[Request]
Show every line where "this" occurs.

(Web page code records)
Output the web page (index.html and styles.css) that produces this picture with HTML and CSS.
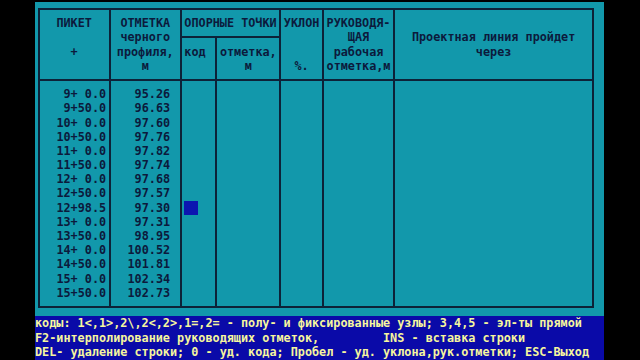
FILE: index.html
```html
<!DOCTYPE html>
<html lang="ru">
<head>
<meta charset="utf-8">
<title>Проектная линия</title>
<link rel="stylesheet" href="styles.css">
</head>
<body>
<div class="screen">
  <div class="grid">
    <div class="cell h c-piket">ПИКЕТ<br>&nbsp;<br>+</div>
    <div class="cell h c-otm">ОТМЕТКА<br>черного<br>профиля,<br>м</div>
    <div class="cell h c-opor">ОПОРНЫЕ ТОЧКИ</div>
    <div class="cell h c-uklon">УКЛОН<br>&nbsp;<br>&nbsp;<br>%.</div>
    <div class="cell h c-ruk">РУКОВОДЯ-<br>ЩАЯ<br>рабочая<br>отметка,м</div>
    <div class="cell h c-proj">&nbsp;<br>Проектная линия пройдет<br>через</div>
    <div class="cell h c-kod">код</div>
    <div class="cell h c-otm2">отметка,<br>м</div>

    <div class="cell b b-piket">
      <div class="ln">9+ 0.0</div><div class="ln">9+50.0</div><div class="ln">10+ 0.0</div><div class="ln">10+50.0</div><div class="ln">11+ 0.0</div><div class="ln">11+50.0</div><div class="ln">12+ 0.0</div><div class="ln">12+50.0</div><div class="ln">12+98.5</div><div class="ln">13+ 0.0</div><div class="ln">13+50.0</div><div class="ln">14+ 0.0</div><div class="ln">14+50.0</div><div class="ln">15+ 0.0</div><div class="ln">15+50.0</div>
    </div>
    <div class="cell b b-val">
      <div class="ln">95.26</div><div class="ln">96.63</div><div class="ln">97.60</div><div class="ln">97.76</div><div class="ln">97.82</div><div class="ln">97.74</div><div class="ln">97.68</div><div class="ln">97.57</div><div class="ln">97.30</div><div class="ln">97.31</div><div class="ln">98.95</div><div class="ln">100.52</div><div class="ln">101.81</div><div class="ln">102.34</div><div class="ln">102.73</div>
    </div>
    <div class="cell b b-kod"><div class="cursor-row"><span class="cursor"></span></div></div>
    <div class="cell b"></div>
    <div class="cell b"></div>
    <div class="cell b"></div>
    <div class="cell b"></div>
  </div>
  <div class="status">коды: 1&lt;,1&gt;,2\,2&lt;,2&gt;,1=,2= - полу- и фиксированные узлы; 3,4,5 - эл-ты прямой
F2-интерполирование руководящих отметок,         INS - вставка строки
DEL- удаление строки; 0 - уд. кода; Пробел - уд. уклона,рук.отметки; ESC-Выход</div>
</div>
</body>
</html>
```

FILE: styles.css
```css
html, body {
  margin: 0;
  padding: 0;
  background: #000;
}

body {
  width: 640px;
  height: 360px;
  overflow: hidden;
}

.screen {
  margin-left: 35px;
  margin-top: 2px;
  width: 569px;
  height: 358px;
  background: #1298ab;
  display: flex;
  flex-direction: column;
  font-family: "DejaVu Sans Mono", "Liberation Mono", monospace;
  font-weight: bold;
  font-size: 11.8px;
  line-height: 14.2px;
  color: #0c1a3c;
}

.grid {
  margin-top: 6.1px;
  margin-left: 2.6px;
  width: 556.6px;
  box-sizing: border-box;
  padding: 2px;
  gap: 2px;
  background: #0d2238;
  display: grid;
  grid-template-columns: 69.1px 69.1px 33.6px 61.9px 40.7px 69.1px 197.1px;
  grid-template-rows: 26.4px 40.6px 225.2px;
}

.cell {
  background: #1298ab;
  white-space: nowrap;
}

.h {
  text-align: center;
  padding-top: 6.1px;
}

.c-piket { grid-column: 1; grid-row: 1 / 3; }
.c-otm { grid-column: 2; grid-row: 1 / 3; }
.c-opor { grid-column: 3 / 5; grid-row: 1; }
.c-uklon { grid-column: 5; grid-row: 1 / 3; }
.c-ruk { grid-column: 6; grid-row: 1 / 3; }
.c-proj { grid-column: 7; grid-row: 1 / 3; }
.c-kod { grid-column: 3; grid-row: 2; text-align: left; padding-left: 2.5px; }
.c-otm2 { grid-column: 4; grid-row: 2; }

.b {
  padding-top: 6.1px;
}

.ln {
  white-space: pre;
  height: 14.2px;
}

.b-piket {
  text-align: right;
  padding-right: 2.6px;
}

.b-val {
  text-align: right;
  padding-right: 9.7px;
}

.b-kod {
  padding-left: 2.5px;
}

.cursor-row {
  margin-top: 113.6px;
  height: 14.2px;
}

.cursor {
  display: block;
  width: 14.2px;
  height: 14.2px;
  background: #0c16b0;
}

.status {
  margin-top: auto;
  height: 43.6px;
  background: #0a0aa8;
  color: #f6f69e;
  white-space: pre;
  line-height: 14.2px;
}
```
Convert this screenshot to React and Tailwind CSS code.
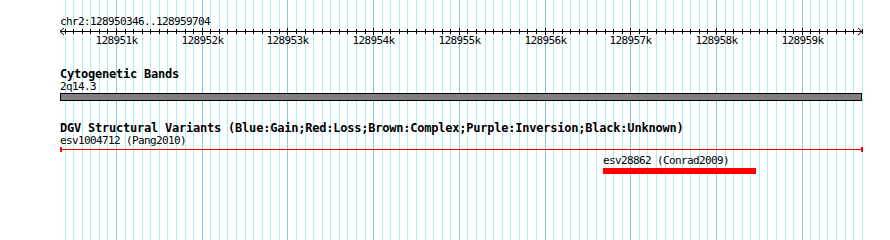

[Output of the exercise]
Output the web page (index.html and styles.css) that produces this picture with HTML and CSS.
Convert this screenshot to React and Tailwind CSS code.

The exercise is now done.